When twelve-year-old Florence boards the crowded horse-drawn coach in London, she looks forward to a new life with her great uncle and aunt at Crutchfield Hall, an old manor house in the English countryside. Anything will be better, she thinks, than the grim London orphanage where she has lived since her parents’ death.
But Florence doesn’t expect the ghost of her cousin Sophia, who haunts the cavernous rooms and dimly lit hallways of Crutchfield and concocts a plan to use Florence to help her achieve her murderous goals. Will Florence be able to convince the others in the household of the imminent danger and stop Sophia before it’s too late?

Character Believability:

The characters in this book are for the most part, fiercely one dimensional.
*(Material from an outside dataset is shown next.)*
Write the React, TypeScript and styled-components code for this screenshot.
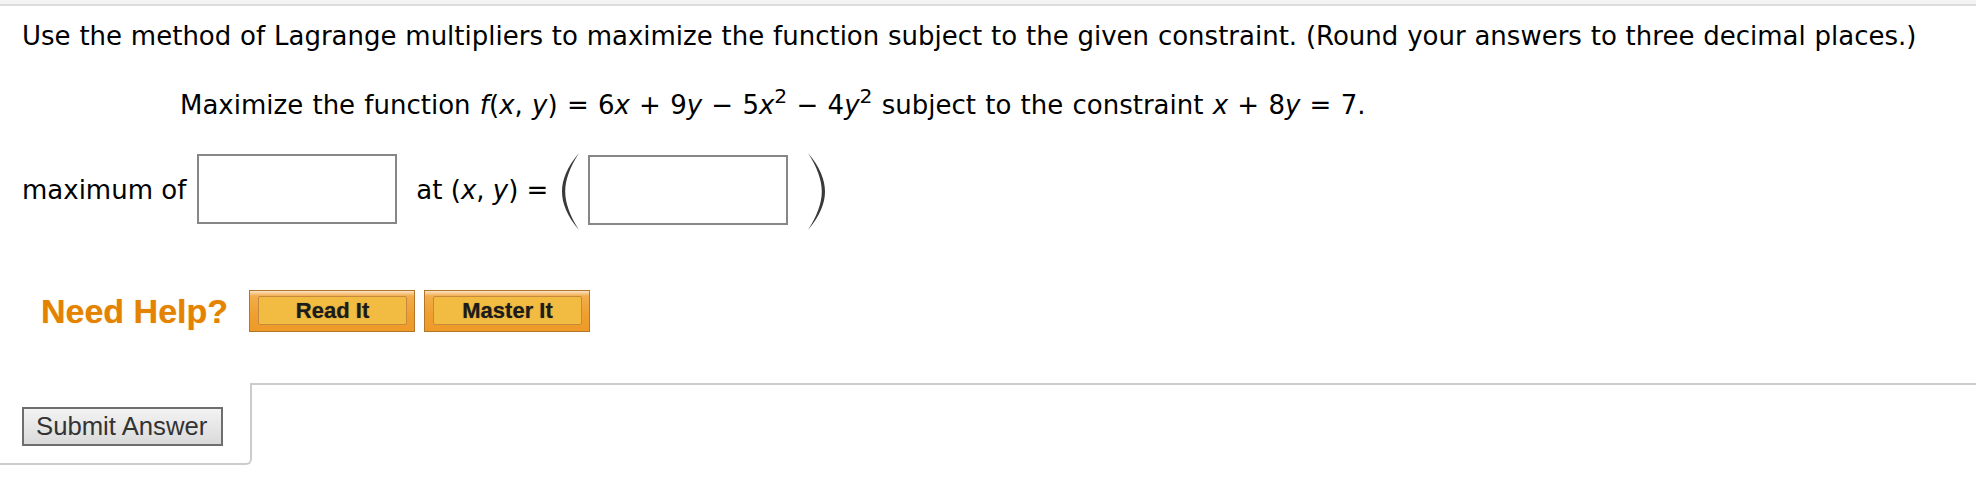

While some of their traits come across smoothly and with incredible believability, the flat stubbornness of the characters brought the believability down to a 3 out of 5 for me.

Flow and Pace:

The flow was choppy in several places, but the pace was well set. While it could have been smoothed out a little more, I felt this book had a good set up and movement for its intended middle grade audience. I gave this category a 3.5 out of 5 stars.

Reader Engagement:

The storyline and plot twists kept me engaged, despite the predictable events and flat character personas.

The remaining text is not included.